### TASK DETAILS
Retype the complete listing exactly as it appears.

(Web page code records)
--- BEGIN ---

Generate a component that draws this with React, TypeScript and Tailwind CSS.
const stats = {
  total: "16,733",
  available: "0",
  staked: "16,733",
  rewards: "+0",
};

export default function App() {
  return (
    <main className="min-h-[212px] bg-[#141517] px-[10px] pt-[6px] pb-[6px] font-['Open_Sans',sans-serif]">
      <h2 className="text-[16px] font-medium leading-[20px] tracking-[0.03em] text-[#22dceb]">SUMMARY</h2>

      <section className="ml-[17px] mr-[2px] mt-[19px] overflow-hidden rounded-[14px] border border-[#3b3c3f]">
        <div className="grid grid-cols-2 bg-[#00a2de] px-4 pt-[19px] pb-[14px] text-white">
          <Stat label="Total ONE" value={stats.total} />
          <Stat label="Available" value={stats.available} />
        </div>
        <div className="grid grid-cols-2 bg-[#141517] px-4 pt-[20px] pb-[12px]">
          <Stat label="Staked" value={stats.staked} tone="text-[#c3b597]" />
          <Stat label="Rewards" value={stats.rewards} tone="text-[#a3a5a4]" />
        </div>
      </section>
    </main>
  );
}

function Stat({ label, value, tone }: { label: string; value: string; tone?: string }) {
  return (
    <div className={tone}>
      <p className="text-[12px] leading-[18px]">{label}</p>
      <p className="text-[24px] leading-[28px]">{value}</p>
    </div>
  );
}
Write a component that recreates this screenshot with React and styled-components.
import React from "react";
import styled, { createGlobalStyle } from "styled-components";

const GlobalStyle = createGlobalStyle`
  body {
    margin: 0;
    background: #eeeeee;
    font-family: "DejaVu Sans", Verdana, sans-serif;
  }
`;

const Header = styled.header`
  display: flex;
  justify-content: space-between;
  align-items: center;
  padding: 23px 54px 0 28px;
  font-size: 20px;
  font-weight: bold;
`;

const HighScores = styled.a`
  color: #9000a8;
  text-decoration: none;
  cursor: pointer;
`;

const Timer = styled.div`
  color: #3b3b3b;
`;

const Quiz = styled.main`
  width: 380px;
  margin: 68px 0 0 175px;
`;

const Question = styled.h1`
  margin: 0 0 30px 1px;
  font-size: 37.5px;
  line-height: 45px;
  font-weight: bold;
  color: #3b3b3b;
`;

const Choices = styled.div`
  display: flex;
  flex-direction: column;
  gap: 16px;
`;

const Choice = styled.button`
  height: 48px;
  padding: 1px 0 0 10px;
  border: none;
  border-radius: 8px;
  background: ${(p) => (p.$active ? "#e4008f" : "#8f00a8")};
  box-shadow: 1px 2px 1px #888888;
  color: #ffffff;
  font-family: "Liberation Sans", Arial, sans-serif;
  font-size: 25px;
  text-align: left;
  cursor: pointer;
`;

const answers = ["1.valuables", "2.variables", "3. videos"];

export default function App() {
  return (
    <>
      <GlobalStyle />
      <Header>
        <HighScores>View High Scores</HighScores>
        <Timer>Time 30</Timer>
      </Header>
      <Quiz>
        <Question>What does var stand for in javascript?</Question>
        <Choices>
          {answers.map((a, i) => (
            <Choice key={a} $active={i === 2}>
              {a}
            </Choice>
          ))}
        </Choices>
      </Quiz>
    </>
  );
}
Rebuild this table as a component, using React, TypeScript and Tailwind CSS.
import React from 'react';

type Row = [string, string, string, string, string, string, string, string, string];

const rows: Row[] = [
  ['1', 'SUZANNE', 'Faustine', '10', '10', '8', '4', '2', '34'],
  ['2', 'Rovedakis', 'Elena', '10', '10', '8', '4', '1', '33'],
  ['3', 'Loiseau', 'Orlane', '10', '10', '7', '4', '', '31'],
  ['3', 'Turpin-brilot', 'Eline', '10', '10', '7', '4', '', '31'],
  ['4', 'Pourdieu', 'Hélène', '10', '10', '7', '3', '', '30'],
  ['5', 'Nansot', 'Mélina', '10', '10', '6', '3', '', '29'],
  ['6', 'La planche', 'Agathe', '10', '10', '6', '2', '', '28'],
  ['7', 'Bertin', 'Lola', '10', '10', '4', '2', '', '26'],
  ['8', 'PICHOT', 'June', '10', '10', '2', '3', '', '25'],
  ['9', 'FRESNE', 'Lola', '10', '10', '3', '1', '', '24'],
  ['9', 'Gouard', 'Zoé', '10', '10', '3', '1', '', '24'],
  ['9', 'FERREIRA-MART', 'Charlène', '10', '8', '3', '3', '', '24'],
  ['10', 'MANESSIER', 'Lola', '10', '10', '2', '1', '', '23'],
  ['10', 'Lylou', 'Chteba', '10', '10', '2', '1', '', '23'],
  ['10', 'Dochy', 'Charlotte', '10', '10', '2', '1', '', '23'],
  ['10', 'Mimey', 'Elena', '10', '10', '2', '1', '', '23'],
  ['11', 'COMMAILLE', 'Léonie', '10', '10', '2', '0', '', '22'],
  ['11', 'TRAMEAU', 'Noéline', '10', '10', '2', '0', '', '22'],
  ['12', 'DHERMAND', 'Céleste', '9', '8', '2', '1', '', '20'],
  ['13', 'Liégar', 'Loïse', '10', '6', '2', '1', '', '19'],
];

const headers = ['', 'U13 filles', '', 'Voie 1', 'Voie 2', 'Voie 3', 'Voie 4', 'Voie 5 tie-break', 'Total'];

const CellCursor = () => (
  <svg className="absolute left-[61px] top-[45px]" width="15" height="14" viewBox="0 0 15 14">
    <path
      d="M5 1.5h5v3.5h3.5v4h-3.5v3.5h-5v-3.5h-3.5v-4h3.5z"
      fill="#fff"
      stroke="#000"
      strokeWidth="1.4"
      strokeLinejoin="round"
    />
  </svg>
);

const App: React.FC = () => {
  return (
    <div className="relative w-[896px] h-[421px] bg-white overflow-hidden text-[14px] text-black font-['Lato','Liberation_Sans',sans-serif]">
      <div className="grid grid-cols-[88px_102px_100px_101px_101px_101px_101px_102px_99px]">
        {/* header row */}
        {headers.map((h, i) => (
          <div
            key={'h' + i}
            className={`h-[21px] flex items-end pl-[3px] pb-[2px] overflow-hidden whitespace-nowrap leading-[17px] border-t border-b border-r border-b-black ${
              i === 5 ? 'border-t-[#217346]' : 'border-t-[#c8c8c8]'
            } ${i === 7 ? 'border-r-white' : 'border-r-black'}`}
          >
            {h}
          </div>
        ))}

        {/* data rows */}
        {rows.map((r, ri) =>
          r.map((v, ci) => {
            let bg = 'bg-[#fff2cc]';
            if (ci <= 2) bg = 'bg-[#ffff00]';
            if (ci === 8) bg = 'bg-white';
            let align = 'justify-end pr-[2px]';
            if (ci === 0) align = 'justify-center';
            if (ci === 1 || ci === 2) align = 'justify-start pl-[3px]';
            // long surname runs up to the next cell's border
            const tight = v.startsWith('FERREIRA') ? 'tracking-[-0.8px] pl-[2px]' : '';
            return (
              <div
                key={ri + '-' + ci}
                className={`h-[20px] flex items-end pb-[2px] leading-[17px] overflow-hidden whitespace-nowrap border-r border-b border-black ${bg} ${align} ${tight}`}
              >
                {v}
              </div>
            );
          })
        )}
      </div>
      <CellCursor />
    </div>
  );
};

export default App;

--- END ---

### RESPONSE BELOW
Generate a component that draws this with React, TypeScript and Tailwind CSS.
const stats = {
  total: "16,733",
  available: "0",
  staked: "16,733",
  rewards: "+0",
};

export default function App() {
  return (
    <main className="min-h-[212px] bg-[#141517] px-[10px] pt-[6px] pb-[6px] font-['Open_Sans',sans-serif]">
      <h2 className="text-[16px] font-medium leading-[20px] tracking-[0.03em] text-[#22dceb]">SUMMARY</h2>

      <section className="ml-[17px] mr-[2px] mt-[19px] overflow-hidden rounded-[14px] border border-[#3b3c3f]">
        <div className="grid grid-cols-2 bg-[#00a2de] px-4 pt-[19px] pb-[14px] text-white">
          <Stat label="Total ONE" value={stats.total} />
          <Stat label="Available" value={stats.available} />
        </div>
        <div className="grid grid-cols-2 bg-[#141517] px-4 pt-[20px] pb-[12px]">
          <Stat label="Staked" value={stats.staked} tone="text-[#c3b597]" />
          <Stat label="Rewards" value={stats.rewards} tone="text-[#a3a5a4]" />
        </div>
      </section>
    </main>
  );
}

function Stat({ label, value, tone }: { label: string; value: string; tone?: string }) {
  return (
    <div className={tone}>
      <p className="text-[12px] leading-[18px]">{label}</p>
      <p className="text-[24px] leading-[28px]">{value}</p>
    </div>
  );
}
Write a component that recreates this screenshot with React and styled-components.
import React from "react";
import styled, { createGlobalStyle } from "styled-components";

const GlobalStyle = createGlobalStyle`
  body {
    margin: 0;
    background: #eeeeee;
    font-family: "DejaVu Sans", Verdana, sans-serif;
  }
`;

const Header = styled.header`
  display: flex;
  justify-content: space-between;
  align-items: center;
  padding: 23px 54px 0 28px;
  font-size: 20px;
  font-weight: bold;
`;

const HighScores = styled.a`
  color: #9000a8;
  text-decoration: none;
  cursor: pointer;
`;

const Timer = styled.div`
  color: #3b3b3b;
`;

const Quiz = styled.main`
  width: 380px;
  margin: 68px 0 0 175px;
`;

const Question = styled.h1`
  margin: 0 0 30px 1px;
  font-size: 37.5px;
  line-height: 45px;
  font-weight: bold;
  color: #3b3b3b;
`;

const Choices = styled.div`
  display: flex;
  flex-direction: column;
  gap: 16px;
`;

const Choice = styled.button`
  height: 48px;
  padding: 1px 0 0 10px;
  border: none;
  border-radius: 8px;
  background: ${(p) => (p.$active ? "#e4008f" : "#8f00a8")};
  box-shadow: 1px 2px 1px #888888;
  color: #ffffff;
  font-family: "Liberation Sans", Arial, sans-serif;
  font-size: 25px;
  text-align: left;
  cursor: pointer;
`;

const answers = ["1.valuables", "2.variables", "3. videos"];

export default function App() {
  return (
    <>
      <GlobalStyle />
      <Header>
        <HighScores>View High Scores</HighScores>
        <Timer>Time 30</Timer>
      </Header>
      <Quiz>
        <Question>What does var stand for in javascript?</Question>
        <Choices>
          {answers.map((a, i) => (
            <Choice key={a} $active={i === 2}>
              {a}
            </Choice>
          ))}
        </Choices>
      </Quiz>
    </>
  );
}
Rebuild this table as a component, using React, TypeScript and Tailwind CSS.
import React from 'react';

type Row = [string, string, string, string, string, string, string, string, string];

const rows: Row[] = [
  ['1', 'SUZANNE', 'Faustine', '10', '10', '8', '4', '2', '34'],
  ['2', 'Rovedakis', 'Elena', '10', '10', '8', '4', '1', '33'],
  ['3', 'Loiseau', 'Orlane', '10', '10', '7', '4', '', '31'],
  ['3', 'Turpin-brilot', 'Eline', '10', '10', '7', '4', '', '31'],
  ['4', 'Pourdieu', 'Hélène', '10', '10', '7', '3', '', '30'],
  ['5', 'Nansot', 'Mélina', '10', '10', '6', '3', '', '29'],
  ['6', 'La planche', 'Agathe', '10', '10', '6', '2', '', '28'],
  ['7', 'Bertin', 'Lola', '10', '10', '4', '2', '', '26'],
  ['8', 'PICHOT', 'June', '10', '10', '2', '3', '', '25'],
  ['9', 'FRESNE', 'Lola', '10', '10', '3', '1', '', '24'],
  ['9', 'Gouard', 'Zoé', '10', '10', '3', '1', '', '24'],
  ['9', 'FERREIRA-MART', 'Charlène', '10', '8', '3', '3', '', '24'],
  ['10', 'MANESSIER', 'Lola', '10', '10', '2', '1', '', '23'],
  ['10', 'Lylou', 'Chteba', '10', '10', '2', '1', '', '23'],
  ['10', 'Dochy', 'Charlotte', '10', '10', '2', '1', '', '23'],
  ['10', 'Mimey', 'Elena', '10', '10', '2', '1', '', '23'],
  ['11', 'COMMAILLE', 'Léonie', '10', '10', '2', '0', '', '22'],
  ['11', 'TRAMEAU', 'Noéline', '10', '10', '2', '0', '', '22'],
  ['12', 'DHERMAND', 'Céleste', '9', '8', '2', '1', '', '20'],
  ['13', 'Liégar', 'Loïse', '10', '6', '2', '1', '', '19'],
];

const headers = ['', 'U13 filles', '', 'Voie 1', 'Voie 2', 'Voie 3', 'Voie 4', 'Voie 5 tie-break', 'Total'];

const CellCursor = () => (
  <svg className="absolute left-[61px] top-[45px]" width="15" height="14" viewBox="0 0 15 14">
    <path
      d="M5 1.5h5v3.5h3.5v4h-3.5v3.5h-5v-3.5h-3.5v-4h3.5z"
      fill="#fff"
      stroke="#000"
      strokeWidth="1.4"
      strokeLinejoin="round"
    />
  </svg>
);

const App: React.FC = () => {
  return (
    <div className="relative w-[896px] h-[421px] bg-white overflow-hidden text-[14px] text-black font-['Lato','Liberation_Sans',sans-serif]">
      <div className="grid grid-cols-[88px_102px_100px_101px_101px_101px_101px_102px_99px]">
        {/* header row */}
        {headers.map((h, i) => (
          <div
            key={'h' + i}
            className={`h-[21px] flex items-end pl-[3px] pb-[2px] overflow-hidden whitespace-nowrap leading-[17px] border-t border-b border-r border-b-black ${
              i === 5 ? 'border-t-[#217346]' : 'border-t-[#c8c8c8]'
            } ${i === 7 ? 'border-r-white' : 'border-r-black'}`}
          >
            {h}
          </div>
        ))}

        {/* data rows */}
        {rows.map((r, ri) =>
          r.map((v, ci) => {
            let bg = 'bg-[#fff2cc]';
            if (ci <= 2) bg = 'bg-[#ffff00]';
            if (ci === 8) bg = 'bg-white';
            let align = 'justify-end pr-[2px]';
            if (ci === 0) align = 'justify-center';
            if (ci === 1 || ci === 2) align = 'justify-start pl-[3px]';
            // long surname runs up to the next cell's border
            const tight = v.startsWith('FERREIRA') ? 'tracking-[-0.8px] pl-[2px]' : '';
            return (
              <div
                key={ri + '-' + ci}
                className={`h-[20px] flex items-end pb-[2px] leading-[17px] overflow-hidden whitespace-nowrap border-r border-b border-black ${bg} ${align} ${tight}`}
              >
                {v}
              </div>
            );
          })
        )}
      </div>
      <CellCursor />
    </div>
  );
};

export default App;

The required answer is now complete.